WHAT IS REQUIRED
Go through the records and show each line where the word "this" occurs.

STORED RECORDS
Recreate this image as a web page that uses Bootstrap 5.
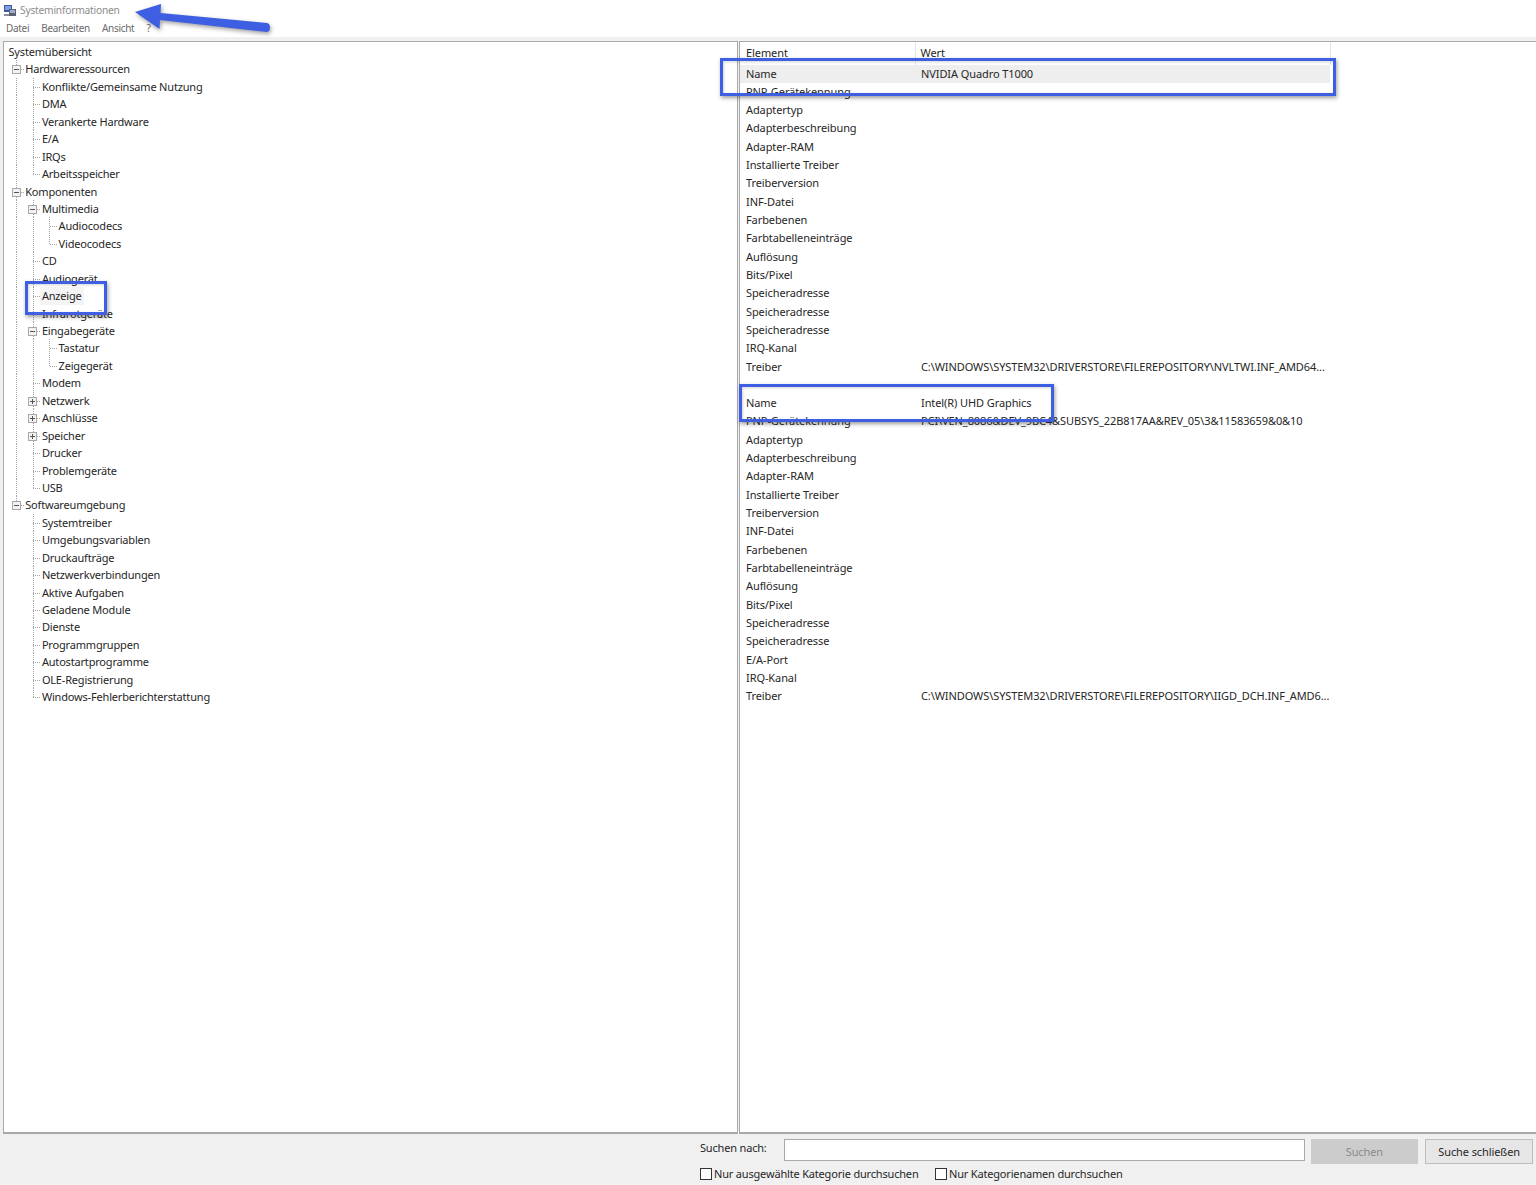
<!doctype html>
<html lang="de"><head><meta charset="utf-8"><title>Systeminformationen</title>
<link href="https://cdn.jsdelivr.net/npm/bootstrap@5.3.0/dist/css/bootstrap.min.css" rel="stylesheet">
<style>
html,body{height:1185px;overflow:hidden}
body{font-family:"Noto Sans","Liberation Sans",sans-serif;font-size:11px;letter-spacing:-.18px;color:#262626;background:#f0f0f0;position:relative}
.topbar{height:37px;background:#fff}
.ttl{height:20px;padding:1px 0 0 3px;color:#8c8c8c;gap:3px;font-size:10.2px;letter-spacing:-.2px}
.mnu{height:17px;padding-left:6px;gap:12px;color:#6a6a6a;font-size:10px;letter-spacing:-.3px}
.panes{height:1097px;padding:4px 0 0 3px;gap:1px}
.pane{background:#fff;border:1.5px solid #a9a9a9;border-bottom-width:2px}
.pl{width:735px;padding:1px 0 0 4.5px}
.pr{flex:1;border-right:0}
.trw{height:17.45px;line-height:17.45px;white-space:nowrap}
.tc{flex:0 0 16.7px;height:100%;position:relative}
.tv,.tt{background:repeating-linear-gradient(to bottom,#a4a4a4 0 1px,transparent 1px 2px) 7.500px 0/1px 100% no-repeat}
.tt::after,.tl::after,.tx::after{content:"";position:absolute;left:8px;top:9px;width:8px;height:1px;background:repeating-linear-gradient(to right,#a4a4a4 0 1px,transparent 1px 2px)}
.tl::before{content:"";position:absolute;left:7.500px;top:0;width:1px;height:9px;background:repeating-linear-gradient(to bottom,#a4a4a4 0 1px,transparent 1px 2px)}
.tx svg{position:absolute;left:3px;top:5px;z-index:1}
.te{background:repeating-linear-gradient(to bottom,#a4a4a4 0 1px,transparent 1px 2px) 7.500px 0/1px 9px no-repeat}
.c1{width:175px}
.c2{width:415px}
.tbl{table-layout:fixed;width:100%;margin:0;--bs-table-bg:transparent;--bs-table-color:#262626;font-size:11px;letter-spacing:-.09px}
.tbl th,.tbl td{padding:0 0 0 6px;height:18.32px;line-height:18.32px;font-weight:400;border:0;white-space:nowrap;overflow:hidden}
.tbl th{height:20.5px;line-height:22.5px;box-shadow:none}
.tbl th+th{border-left:1px solid #e5e5e5}
.tbl th:nth-child(2){padding-left:5px}
.hl td{background:#eeeeee}
.hl td:last-child{background:transparent}
.ftr{padding:5px 3px 0 700px;height:51px}
.lb{width:84px;height:22px;line-height:18px}
.srch{width:522px;height:22px;border:1px solid #a9a9a9;border-radius:0;padding:0 4px;background:#fff}
.bx{height:25px;width:108px;padding:0;border-radius:0;font-size:11px;letter-spacing:-.1px;line-height:21px;--bs-btn-color:#262626;--bs-btn-bg:#e6e6e6;--bs-btn-border-color:#bdbdbd}
.b1{margin-left:6px;--bs-btn-disabled-bg:#cccccc;--bs-btn-disabled-border-color:#cccccc;--bs-btn-disabled-color:#8a8a8a;--bs-btn-disabled-opacity:1}
.b2{margin-left:7px}
.ck{margin-top:2px;line-height:16px}
.ck input.form-check-input{width:12px;height:12px;margin:0 2px 0 0;border:1px solid #333;border-radius:0;flex:none}
.ck1{width:235px}
.mk{position:absolute;border:3px solid #3f5fe3;box-shadow:1px 2px 4px rgba(40,40,40,.45),inset 1px 1px 3px rgba(40,40,40,.2);pointer-events:none}
.m1{left:720px;top:58px;width:616px;height:38px}
.m2{left:739px;top:384px;width:315px;height:38px}
.m3{left:25px;top:281px;width:82px;height:34px}
.arw{position:absolute;left:130px;top:0;filter:drop-shadow(1px 2px 2px rgba(40,40,40,.45))}
.mrk{background:#f4f4f4;padding:0 2px;margin:0 -2px}
</style></head>
<body>
<div class="topbar">
<div class="ttl d-flex align-items-center"><svg width="14" height="14" viewBox="0 0 14 14"><rect x="1" y="1" width="8" height="7" fill="#3a58a8"/><rect x="2" y="2" width="6" height="4" fill="#7fa0dd"/><rect x="6" y="5" width="7" height="7" fill="#5c6270"/><rect x="7" y="6" width="5" height="3" fill="#9fb0cc"/><rect x="1" y="10" width="5" height="2" fill="#8a8f99"/></svg><span>Systeminformationen</span></div>
<div class="mnu d-flex align-items-center"><span>Datei</span><span>Bearbeiten</span><span>Ansicht</span><span>?</span></div>
</div>
<div class="panes d-flex">
<div class="pane pl">
<div class="trw">Systemübersicht</div>
<div class="trw d-flex"><span class="tc tx te"><svg width="9" height="9"><rect x=".5" y=".5" width="8" height="8" fill="#f2f2f2" stroke="#a8a8a8"/><path d="M2 4.500h5" stroke="#555"/></svg></span><span>Hardwareressourcen</span></div>
<div class="trw d-flex"><span class="tc tv"></span><span class="tc tt"></span><span>Konflikte/Gemeinsame Nutzung</span></div>
<div class="trw d-flex"><span class="tc tv"></span><span class="tc tt"></span><span>DMA</span></div>
<div class="trw d-flex"><span class="tc tv"></span><span class="tc tt"></span><span>Verankerte Hardware</span></div>
<div class="trw d-flex"><span class="tc tv"></span><span class="tc tt"></span><span>E/A</span></div>
<div class="trw d-flex"><span class="tc tv"></span><span class="tc tt"></span><span>IRQs</span></div>
<div class="trw d-flex"><span class="tc tv"></span><span class="tc tl"></span><span>Arbeitsspeicher</span></div>
<div class="trw d-flex"><span class="tc tx tv"><svg width="9" height="9"><rect x=".5" y=".5" width="8" height="8" fill="#f2f2f2" stroke="#a8a8a8"/><path d="M2 4.500h5" stroke="#555"/></svg></span><span>Komponenten</span></div>
<div class="trw d-flex"><span class="tc tv"></span><span class="tc tx tv"><svg width="9" height="9"><rect x=".5" y=".5" width="8" height="8" fill="#f2f2f2" stroke="#a8a8a8"/><path d="M2 4.500h5" stroke="#555"/></svg></span><span>Multimedia</span></div>
<div class="trw d-flex"><span class="tc tv"></span><span class="tc tv"></span><span class="tc tt"></span><span>Audiocodecs</span></div>
<div class="trw d-flex"><span class="tc tv"></span><span class="tc tv"></span><span class="tc tl"></span><span>Videocodecs</span></div>
<div class="trw d-flex"><span class="tc tv"></span><span class="tc tt"></span><span>CD</span></div>
<div class="trw d-flex"><span class="tc tv"></span><span class="tc tt"></span><span>Audiogerät</span></div>
<div class="trw d-flex"><span class="tc tv"></span><span class="tc tt"></span><span class="mrk">Anzeige</span></div>
<div class="trw d-flex"><span class="tc tv"></span><span class="tc tt"></span><span>Infrarotgeräte</span></div>
<div class="trw d-flex"><span class="tc tv"></span><span class="tc tx tv"><svg width="9" height="9"><rect x=".5" y=".5" width="8" height="8" fill="#f2f2f2" stroke="#a8a8a8"/><path d="M2 4.500h5" stroke="#555"/></svg></span><span>Eingabegeräte</span></div>
<div class="trw d-flex"><span class="tc tv"></span><span class="tc tv"></span><span class="tc tt"></span><span>Tastatur</span></div>
<div class="trw d-flex"><span class="tc tv"></span><span class="tc tv"></span><span class="tc tl"></span><span>Zeigegerät</span></div>
<div class="trw d-flex"><span class="tc tv"></span><span class="tc tt"></span><span>Modem</span></div>
<div class="trw d-flex"><span class="tc tv"></span><span class="tc tx tv"><svg width="9" height="9"><rect x=".5" y=".5" width="8" height="8" fill="#f2f2f2" stroke="#a8a8a8"/><path d="M2 4.500h5M4.500 2v5" stroke="#555"/></svg></span><span>Netzwerk</span></div>
<div class="trw d-flex"><span class="tc tv"></span><span class="tc tx tv"><svg width="9" height="9"><rect x=".5" y=".5" width="8" height="8" fill="#f2f2f2" stroke="#a8a8a8"/><path d="M2 4.500h5M4.500 2v5" stroke="#555"/></svg></span><span>Anschlüsse</span></div>
<div class="trw d-flex"><span class="tc tv"></span><span class="tc tx tv"><svg width="9" height="9"><rect x=".5" y=".5" width="8" height="8" fill="#f2f2f2" stroke="#a8a8a8"/><path d="M2 4.500h5M4.500 2v5" stroke="#555"/></svg></span><span>Speicher</span></div>
<div class="trw d-flex"><span class="tc tv"></span><span class="tc tt"></span><span>Drucker</span></div>
<div class="trw d-flex"><span class="tc tv"></span><span class="tc tt"></span><span>Problemgeräte</span></div>
<div class="trw d-flex"><span class="tc tv"></span><span class="tc tl"></span><span>USB</span></div>
<div class="trw d-flex"><span class="tc tx te"><svg width="9" height="9"><rect x=".5" y=".5" width="8" height="8" fill="#f2f2f2" stroke="#a8a8a8"/><path d="M2 4.500h5" stroke="#555"/></svg></span><span>Softwareumgebung</span></div>
<div class="trw d-flex"><span class="tc"></span><span class="tc tt"></span><span>Systemtreiber</span></div>
<div class="trw d-flex"><span class="tc"></span><span class="tc tt"></span><span>Umgebungsvariablen</span></div>
<div class="trw d-flex"><span class="tc"></span><span class="tc tt"></span><span>Druckaufträge</span></div>
<div class="trw d-flex"><span class="tc"></span><span class="tc tt"></span><span>Netzwerkverbindungen</span></div>
<div class="trw d-flex"><span class="tc"></span><span class="tc tt"></span><span>Aktive Aufgaben</span></div>
<div class="trw d-flex"><span class="tc"></span><span class="tc tt"></span><span>Geladene Module</span></div>
<div class="trw d-flex"><span class="tc"></span><span class="tc tt"></span><span>Dienste</span></div>
<div class="trw d-flex"><span class="tc"></span><span class="tc tt"></span><span>Programmgruppen</span></div>
<div class="trw d-flex"><span class="tc"></span><span class="tc tt"></span><span>Autostartprogramme</span></div>
<div class="trw d-flex"><span class="tc"></span><span class="tc tt"></span><span>OLE-Registrierung</span></div>
<div class="trw d-flex"><span class="tc"></span><span class="tc tl"></span><span>Windows-Fehlerberichterstattung</span></div>
</div>
<div class="pane pr">
<table class="table tbl">
<colgroup><col class="c1"><col class="c2"><col></colgroup>
<thead><tr><th>Element</th><th>Wert</th><th></th></tr></thead>
<tbody>
<tr class="hl"><td>Name</td><td>NVIDIA Quadro T1000</td><td></td></tr>
<tr><td>PNP-Gerätekennung</td><td></td><td></td></tr>
<tr><td>Adaptertyp</td><td></td><td></td></tr>
<tr><td>Adapterbeschreibung</td><td></td><td></td></tr>
<tr><td>Adapter-RAM</td><td></td><td></td></tr>
<tr><td>Installierte Treiber</td><td></td><td></td></tr>
<tr><td>Treiberversion</td><td></td><td></td></tr>
<tr><td>INF-Datei</td><td></td><td></td></tr>
<tr><td>Farbebenen</td><td></td><td></td></tr>
<tr><td>Farbtabelleneinträge</td><td></td><td></td></tr>
<tr><td>Auflösung</td><td></td><td></td></tr>
<tr><td>Bits/Pixel</td><td></td><td></td></tr>
<tr><td>Speicheradresse</td><td></td><td></td></tr>
<tr><td>Speicheradresse</td><td></td><td></td></tr>
<tr><td>Speicheradresse</td><td></td><td></td></tr>
<tr><td>IRQ-Kanal</td><td></td><td></td></tr>
<tr><td>Treiber</td><td>C:\WINDOWS\SYSTEM32\DRIVERSTORE\FILEREPOSITORY\NVLTWI.INF_AMD64...</td><td></td></tr>
<tr><td></td><td></td><td></td></tr>
<tr><td>Name</td><td>Intel(R) UHD Graphics</td><td></td></tr>
<tr><td>PNP-Gerätekennung</td><td>PCI\VEN_8086&amp;DEV_9BC4&amp;SUBSYS_22B817AA&amp;REV_05\3&amp;11583659&amp;0&amp;10</td><td></td></tr>
<tr><td>Adaptertyp</td><td></td><td></td></tr>
<tr><td>Adapterbeschreibung</td><td></td><td></td></tr>
<tr><td>Adapter-RAM</td><td></td><td></td></tr>
<tr><td>Installierte Treiber</td><td></td><td></td></tr>
<tr><td>Treiberversion</td><td></td><td></td></tr>
<tr><td>INF-Datei</td><td></td><td></td></tr>
<tr><td>Farbebenen</td><td></td><td></td></tr>
<tr><td>Farbtabelleneinträge</td><td></td><td></td></tr>
<tr><td>Auflösung</td><td></td><td></td></tr>
<tr><td>Bits/Pixel</td><td></td><td></td></tr>
<tr><td>Speicheradresse</td><td></td><td></td></tr>
<tr><td>Speicheradresse</td><td></td><td></td></tr>
<tr><td>E/A-Port</td><td></td><td></td></tr>
<tr><td>IRQ-Kanal</td><td></td><td></td></tr>
<tr><td>Treiber</td><td>C:\WINDOWS\SYSTEM32\DRIVERSTORE\FILEREPOSITORY\IIGD_DCH.INF_AMD6...</td><td></td></tr>
</tbody></table>
</div>
</div>
<div class="ftr">
<div class="d-flex">
<label class="lb" for="q">Suchen nach:</label>
<input id="q" class="srch" type="text">
<button class="btn bx b1" disabled>Suchen</button>
<button class="btn bx b2">Suche schließen</button>
</div>
<div class="d-flex ck">
<label class="d-flex align-items-center ck1"><input type="checkbox" class="form-check-input">Nur ausgewählte Kategorie durchsuchen</label>
<label class="d-flex align-items-center"><input type="checkbox" class="form-check-input">Nur Kategorienamen durchsuchen</label>
</div>
</div>
<div class="mk m1"></div>
<div class="mk m2"></div>
<div class="mk m3"></div>
<svg class="arw" width="150" height="40" viewBox="130 0 150 40"><path d="M135 12 161 4 160.500 13 267 23q3 .5 3 4.500t-3 4.500L160 20 159.500 29Z" fill="#3f5fe3"/></svg>
</body></html>
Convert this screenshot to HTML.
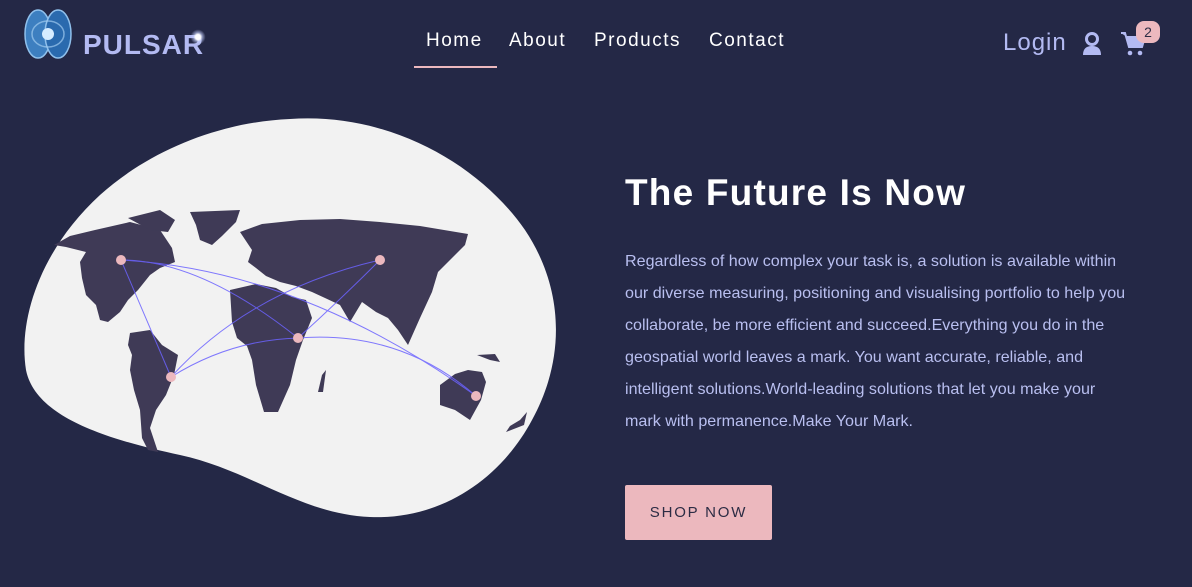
<!DOCTYPE html>
<html><head><meta charset="utf-8"><style>
*{margin:0;padding:0;box-sizing:border-box}
body{width:1192px;height:587px;background:#242846;font-family:"Liberation Sans",sans-serif;position:relative;overflow:hidden;color:#fff}
.abs{position:absolute;white-space:nowrap}
.nav a{position:absolute;top:30px;font-size:19px;letter-spacing:1.5px;color:#fff;text-decoration:none}
h1{position:absolute;left:625px;top:172px;font-size:37px;font-weight:bold;letter-spacing:1.2px;white-space:nowrap}
p{position:absolute;left:625px;top:245px;font-size:16.1px;line-height:32px;color:#b9bff0;white-space:nowrap}
.btn{position:absolute;left:625px;top:485px;width:147px;height:55px;background:#ecb8be;border-radius:2px;color:#2c2c44;font-size:15px;letter-spacing:1.8px;text-align:center;line-height:55px}
</style></head><body>
<svg class="abs" style="left:22px;top:8px" width="56" height="52" viewBox="0 0 56 52">
<ellipse cx="16" cy="26" rx="13" ry="24" fill="#3d7fc0" stroke="#8fc0ec" stroke-width="1.5"/>
<ellipse cx="36" cy="26" rx="13" ry="24" fill="#2a6aae" stroke="#8fc0ec" stroke-width="1.5"/>
<ellipse cx="26" cy="26" rx="16" ry="13" fill="none" stroke="#9fcbf0" stroke-width="1.5" opacity=".7"/>
<circle cx="26" cy="26" r="6" fill="#d6ecff"/>
</svg>
<div class="abs" style="left:83px;top:29px;font-size:28px;font-weight:bold;color:#b3baf2;letter-spacing:1px">PULSAR</div>
<div class="abs" style="left:189px;top:28px;width:18px;height:18px;background:radial-gradient(circle,#fff 0 20%,rgba(200,210,255,.6) 35%,transparent 60%)"></div>
<div class="nav">
<a style="left:426px">Home</a><a style="left:509px">About</a><a style="left:594px">Products</a><a style="left:709px">Contact</a>
</div>
<div class="abs" style="left:414px;top:66px;width:83px;height:2px;background:#ecb8be"></div>
<div class="abs" style="left:1003px;top:29px;font-size:24px;color:#b3baf2;letter-spacing:1px">Login</div>
<svg class="abs" style="left:1080px;top:31px" width="24" height="25" viewBox="0 0 24 25"><circle cx="12" cy="8" r="7" fill="#b3baf2"/><circle cx="12" cy="8" r="4" fill="#242846"/><path d="M3 24 Q3 15 12 15 Q21 15 21 24Z" fill="#b3baf2"/></svg>
<svg class="abs" style="left:1120px;top:31px" width="26" height="26" viewBox="0 0 26 26"><path d="M1 2h4l4 14h13l3-10H7" fill="#b3baf2" stroke="#b3baf2" stroke-width="2"/><circle cx="10" cy="22" r="2.3" fill="#b3baf2"/><circle cx="20" cy="22" r="2.3" fill="#b3baf2"/></svg>
<div class="abs" style="left:1136px;top:21px;width:24px;height:22px;border-radius:8px;background:#ecb8be;color:#2c2c44;font-size:14px;text-align:center;line-height:22px">2</div>
<svg class="abs" style="left:0;top:0" width="600" height="587" viewBox="0 0 600 587">
<path d="M290 119 C390 112 480 165 525 230 C565 290 565 360 532 420 C500 480 440 520 370 517 C300 514 250 470 180 455 C100 438 35 415 26 370 C18 320 40 250 100 195 C150 150 220 122 290 119Z" fill="#f2f2f2"/>
<g fill="#3f3a56">
<path d="M54 245 L70 236 L95 230 L130 222 L160 230 L172 248 L175 262 L160 268 L150 275 L138 290 L128 300 L120 312 L108 322 L100 320 L96 305 L86 295 L82 278 L80 262 L86 252 L66 247Z"/>
<path d="M128 218 L160 210 L175 220 L168 232 L150 230Z"/>
<path d="M190 212 L240 210 L236 222 L222 236 L212 245 L200 240 L196 225Z"/>
<path d="M130 333 L150 330 L162 345 L178 355 L174 375 L166 395 L156 410 L150 428 L158 452 L148 450 L142 438 L140 410 L134 390 L130 370 L132 355 L128 345Z"/>
<path d="M240 232 L262 224 L300 220 L340 219 L380 222 L420 226 L468 234 L465 245 L452 258 L438 272 L432 292 L420 318 L408 345 L398 330 L388 318 L376 312 L362 302 L350 322 L340 305 L325 298 L312 292 L296 286 L280 282 L266 276 L256 268 L248 262 L252 250Z"/>
<path d="M230 290 L256 284 L276 288 L292 297 L306 300 L312 318 L303 340 L296 360 L290 385 L278 412 L264 412 L256 385 L252 360 L247 346 L237 338 L232 322Z"/>
<path d="M440 385 L455 374 L468 370 L482 372 L486 382 L481 400 L470 420 L455 410 L440 405Z"/>
<path d="M477 355 L495 354 L500 362 L490 360Z"/>
<path d="M520 420 L527 412 L524 425 L506 432 L510 426Z"/>
<path d="M322 375 L326 370 L323 392 L318 392Z"/>
</g>
<g fill="none" stroke="#6c63ff" stroke-width="1" opacity=".85">
<path d="M121 260 Q300 270 476 396"/><path d="M121 260 Q200 260 298 338"/><path d="M121 260 L171 377"/>
<path d="M171 377 Q230 340 298 338"/><path d="M171 377 Q250 290 380 260"/><path d="M298 338 Q340 300 380 260"/><path d="M298 338 Q400 330 476 396"/>
</g>
<g fill="#ecb8be"><circle cx="121" cy="260" r="5"/><circle cx="380" cy="260" r="5"/><circle cx="298" cy="338" r="5"/><circle cx="171" cy="377" r="5"/><circle cx="476" cy="396" r="5"/></g>
</svg>
<h1>The Future Is Now</h1>
<p>Regardless of how complex your task is, a solution is available within<br>our diverse measuring, positioning and visualising portfolio to help you<br>collaborate, be more efficient and succeed.Everything you do in the<br>geospatial world leaves a mark. You want accurate, reliable, and<br>intelligent solutions.World-leading solutions that let you make your<br>mark with permanence.Make Your Mark.</p>
<div class="btn">SHOP NOW</div>
</body></html>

FINAL RESULT
Recreate this image as a web page that uses Bootstrap 5.
Convert this screenshot to HTML.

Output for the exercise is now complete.